The International Committee of the Red Cross (ICRC), whose emblem is the Swiss flag inverted (a red cross on white, honoring the Christian nation where it was founded), continues to operate as the guardian of international humanitarian law in armed conflict - a living institutional embodiment of the biblical principle that even enemies captured in war retain their human dignity.
Modern Application
The four Geneva Conventions (1949) and their Additional Protocols (1977) provide the comprehensive framework for the protection of prisoners of war and civilian populations in armed conflict. The Third Geneva Convention requires that prisoners of war be treated humanely, provided with adequate food, shelter, and medical care, protected from torture and degrading treatment, and allowed to correspond with their families - obligations that directly express the 2 Kings 6 principle of feeding and releasing captured enemies.

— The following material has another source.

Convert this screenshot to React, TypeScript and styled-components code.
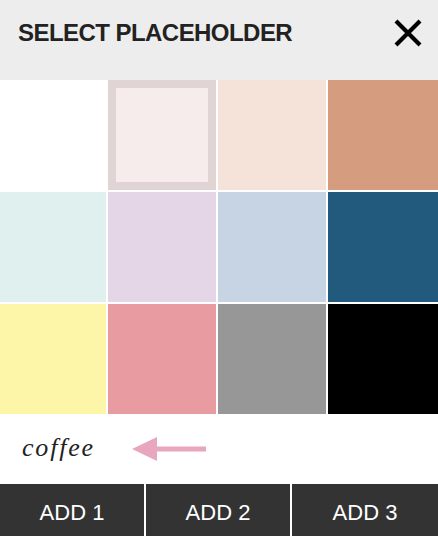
import React, { FC, useState } from 'react';
import styled, { createGlobalStyle } from 'styled-components';

const GlobalStyle = createGlobalStyle`
  html, body {
    margin: 0;
    padding: 0;
    background: #fff;
  }
`;

const SWATCHES = [
  '#ffffff', '#f7ecec', '#f5e3da', '#d69c7f',
  '#dff0ef', '#e4d6e6', '#c6d4e4', '#225a7e',
  '#fdf6a8', '#e89ca2', '#979797', '#000000',
];

const Wrapper = styled.div`
  width: 438px;
  height: 536px;
  display: flex;
  flex-direction: column;
  background: #fff;
  overflow: hidden;
`;

const Header = styled.div`
  height: 80px;
  box-sizing: border-box;
  padding: 0 16px 14px 18px;
  display: flex;
  align-items: center;
  justify-content: space-between;
  background: #ededed;
`;

const Title = styled.h1`
  margin: 0;
  font-family: 'Liberation Sans', Arial, sans-serif;
  font-size: 24px;
  font-weight: 700;
  letter-spacing: -0.55px;
  color: #222;
`;

const CloseButton = styled.button`
  width: 28px;
  height: 28px;
  padding: 0;
  border: none;
  background: transparent;
  display: flex;
  align-items: center;
  justify-content: center;
  cursor: pointer;
`;

const Grid = styled.div`
  display: grid;
  grid-template-columns: 106px 108px 108px 1fr;
  grid-auto-rows: 110px;
  gap: 2px;
  background: #fff;
`;

const Swatch = styled.div<{ color: string; selected?: boolean }>`
  background: ${(props) => props.color};
  box-sizing: border-box;
  border: ${(props) => (props.selected ? '8px solid #e0d4d4' : 'none')};
  cursor: pointer;
`;

const NameRow = styled.div`
  height: 70px;
  display: flex;
  align-items: center;
  padding-left: 22px;
  gap: 36px;
`;

const Name = styled.span`
  font-family: 'Liberation Serif', 'Times New Roman', serif;
  font-style: italic;
  font-size: 26px;
  letter-spacing: 1.8px;
  color: #222;
  margin-top: -2px;
`;

const Footer = styled.div`
  height: 52px;
  display: grid;
  grid-template-columns: 144px 144px 1fr;
  gap: 2px;
  background: #fff;
`;

const AddButton = styled.button`
  border: none;
  margin: 0;
  background: #333;
  color: #fff;
  font-family: 'Liberation Sans', Arial, sans-serif;
  font-size: 22px;
  padding-top: 7px;
  cursor: pointer;
`;

const App: FC = () => {
  const [selected, setSelected] = useState(1);

  return (
    <>
      <GlobalStyle />
      <Wrapper>
        <Header>
          <Title>SELECT PLACEHOLDER</Title>
          <CloseButton aria-label="close">
            <svg width="28" height="28" viewBox="0 0 28 28">
              <path d="M2 2 L26 26 M26 2 L2 26" stroke="#000" strokeWidth="4.2" />
            </svg>
          </CloseButton>
        </Header>
        <Grid>
          {SWATCHES.map((color, i) => (
            <Swatch
              key={i}
              color={color}
              selected={i === selected}
              onClick={() => setSelected(i)}
            />
          ))}
        </Grid>
        <NameRow>
          <Name>coffee</Name>
          <svg width="76" height="28" viewBox="0 0 76 28">
            <path d="M1 14 L26 2 L26 26 Z" fill="#e8a6bf" />
            <rect x="24" y="11.5" width="51" height="5" fill="#e8a6bf" />
          </svg>
        </NameRow>
        <Footer>
          <AddButton>ADD 1</AddButton>
          <AddButton>ADD 2</AddButton>
          <AddButton>ADD 3</AddButton>
        </Footer>
      </Wrapper>
    </>
  );
};

export default App;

The Abu Ghraib scandal (2004) and the post-9/11 debates about the legal status of 'enemy combatants' at Guantanamo Bay illustrated how contested the application of these principles remains in practice, even where the underlying obligation is legally clear.
Scholarly Debate
Scholars of international law debate whether the biblical just war tradition is the primary source of international humanitarian law or whether Greek and Roman natural law and custom are equally important. Michael Walzer's Just and Unjust Wars (1977) drew on both secular and religious traditions. The specific debate about whether combatants who violate the laws of war lose their prisoner of war status - a question central to the Guantanamo Bay controversies - involves principles that trace to the Deuteronomic distinction between lawful and unlawful killing, though modern international law has developed them far beyond their biblical origins. The Geneva Conventions' protections for prisoners of war represent the most developed institutional expression of the biblical principle that even enemy combatants retain human dignity and are entitled to humane treatment. The post-9/11 debates about enhanced interrogation and the legal status of enemy combatants at Guantanamo Bay directly tested the limits of this principle, with both advocates and critics of aggressive interrogation appealing to ethical frameworks shaped by biblical tradition. The biblical trajectory -- from Elisha's radical hospitality to captured Aramean soldiers (2 Kings 6:21-23) through Jesus's command to love enemies (Matthew 5:44) to the Geneva regime -- reflects a consistent insistence that the humanity of the enemy is not suspended by the fact of armed conflict.